The true wild card variable will be how Wilkinson is received by British Columbians. In politics, substance and form are often fused, and the genuinely extraordinary Dr. Wilkinson often comes off like a Xanax on Ambien—or worse. At times stiff, arrogant, and aloof, he is also pugnacious in a haughty way that denies him any claim to be a “fighter.” People like a “fighter,” but in the age of governing-as-style, they don’t like combative debate-society types. This way of being has nothing to do with his excellent pedigree; plenty of politicians have impressive histories, world-class education, and are, quite simply, brilliant. The ones who succeed best are those who can harness all of that while connecting with the people whom they are elected to serve. Some have been able to overcome the challenge—Stephen Harper, for instance—but it took him years and help from a then-tired federal Liberal Party. It’s not obvious that Wilkinson can do the same.

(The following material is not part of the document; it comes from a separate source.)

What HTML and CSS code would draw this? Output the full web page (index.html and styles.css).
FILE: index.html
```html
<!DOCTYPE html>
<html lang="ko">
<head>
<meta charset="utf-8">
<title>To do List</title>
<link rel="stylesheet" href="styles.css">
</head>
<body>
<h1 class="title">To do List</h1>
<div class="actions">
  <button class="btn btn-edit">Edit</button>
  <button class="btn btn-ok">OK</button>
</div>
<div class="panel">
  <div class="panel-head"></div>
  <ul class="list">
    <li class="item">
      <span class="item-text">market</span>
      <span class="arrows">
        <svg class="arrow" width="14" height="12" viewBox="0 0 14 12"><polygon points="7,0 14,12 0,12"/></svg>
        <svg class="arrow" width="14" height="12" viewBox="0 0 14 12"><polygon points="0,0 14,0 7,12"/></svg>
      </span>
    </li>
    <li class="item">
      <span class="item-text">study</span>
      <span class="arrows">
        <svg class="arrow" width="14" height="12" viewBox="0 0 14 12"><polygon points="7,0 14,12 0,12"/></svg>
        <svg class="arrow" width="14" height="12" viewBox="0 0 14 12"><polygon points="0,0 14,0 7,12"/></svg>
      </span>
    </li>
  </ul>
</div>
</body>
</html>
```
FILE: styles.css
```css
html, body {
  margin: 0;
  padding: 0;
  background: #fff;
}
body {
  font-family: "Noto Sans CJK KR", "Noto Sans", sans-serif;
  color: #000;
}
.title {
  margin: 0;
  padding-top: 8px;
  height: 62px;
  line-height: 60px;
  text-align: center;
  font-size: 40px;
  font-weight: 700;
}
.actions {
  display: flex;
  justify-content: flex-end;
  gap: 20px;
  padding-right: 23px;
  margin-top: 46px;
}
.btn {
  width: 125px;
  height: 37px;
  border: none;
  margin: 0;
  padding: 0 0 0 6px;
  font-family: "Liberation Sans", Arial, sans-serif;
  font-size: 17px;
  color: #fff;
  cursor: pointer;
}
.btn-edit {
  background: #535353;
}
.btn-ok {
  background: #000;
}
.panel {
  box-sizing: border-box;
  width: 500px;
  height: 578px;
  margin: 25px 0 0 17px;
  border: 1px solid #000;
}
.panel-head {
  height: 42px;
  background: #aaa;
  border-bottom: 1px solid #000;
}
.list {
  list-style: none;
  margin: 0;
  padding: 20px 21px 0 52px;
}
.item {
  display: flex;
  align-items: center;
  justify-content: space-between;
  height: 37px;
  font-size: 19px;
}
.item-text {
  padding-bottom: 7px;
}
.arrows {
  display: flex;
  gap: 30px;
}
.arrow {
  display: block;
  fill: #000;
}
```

As he heads back to Victoria, Wilkinson takes with him some of the legacy of his predecessor, Christy Clark (and her predecessor, Gordon Campbell), and, with his own sensibility, he assumes the leadership of a political party that has won in the past and is expected to win once again. The Liberals in B.C. continue to enjoy a structural advantage under the current electoral system and, along with their muscle memory for crafting broadly-enough-appealing centrist platforms, they remain a serious contender to win the next election.

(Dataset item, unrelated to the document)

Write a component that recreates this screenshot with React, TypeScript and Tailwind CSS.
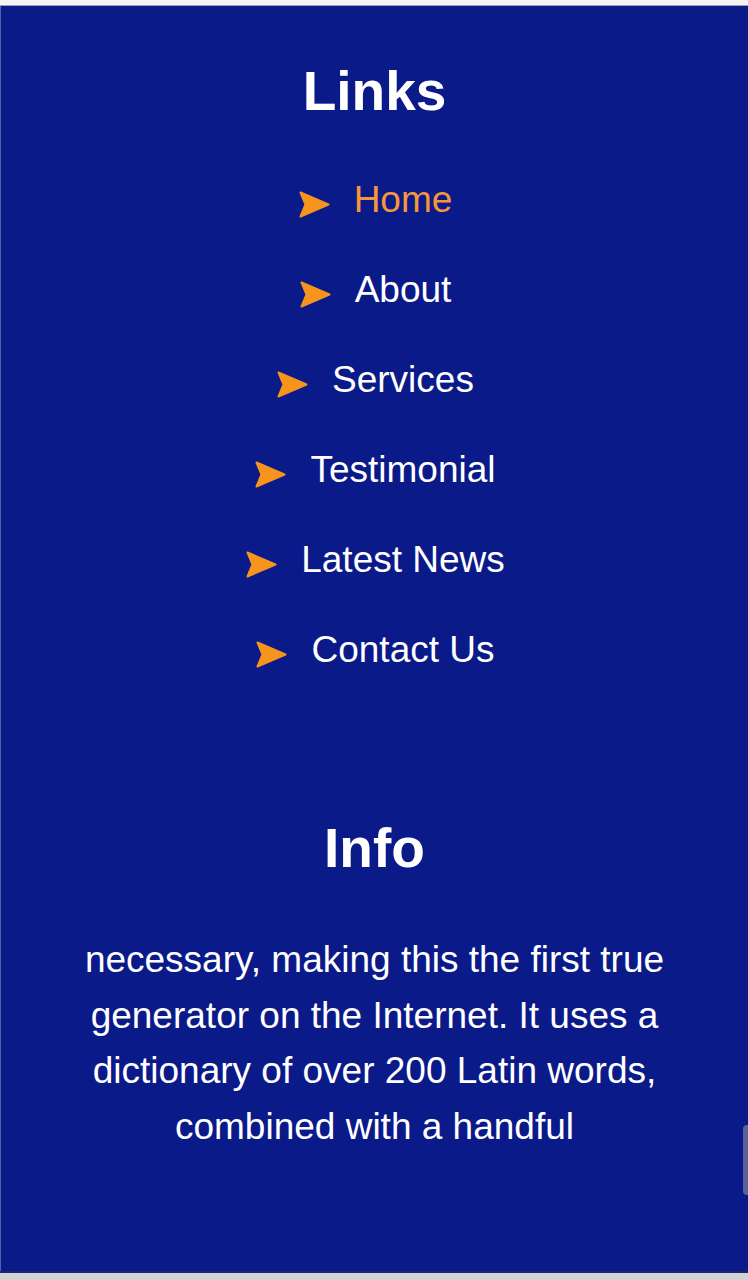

The unknowns make definitive predictions impossible, but they serve as a guide for the B.C. Liberals as they regroup: Where will Horgan take his new Democrats, and will he channel the late, bombastic and unabashedly socialist NDP premier of B.C. Dave Barrett? What of the rise of the Greens? How about the state of the province’s economy? What will happen with electoral reform? If Wilkinson and his party can successfully predict some of the answers to these questions—or, better yet, shape them as much as possible and competently react to them when they can’t—then keeping the faith just might work. It has before.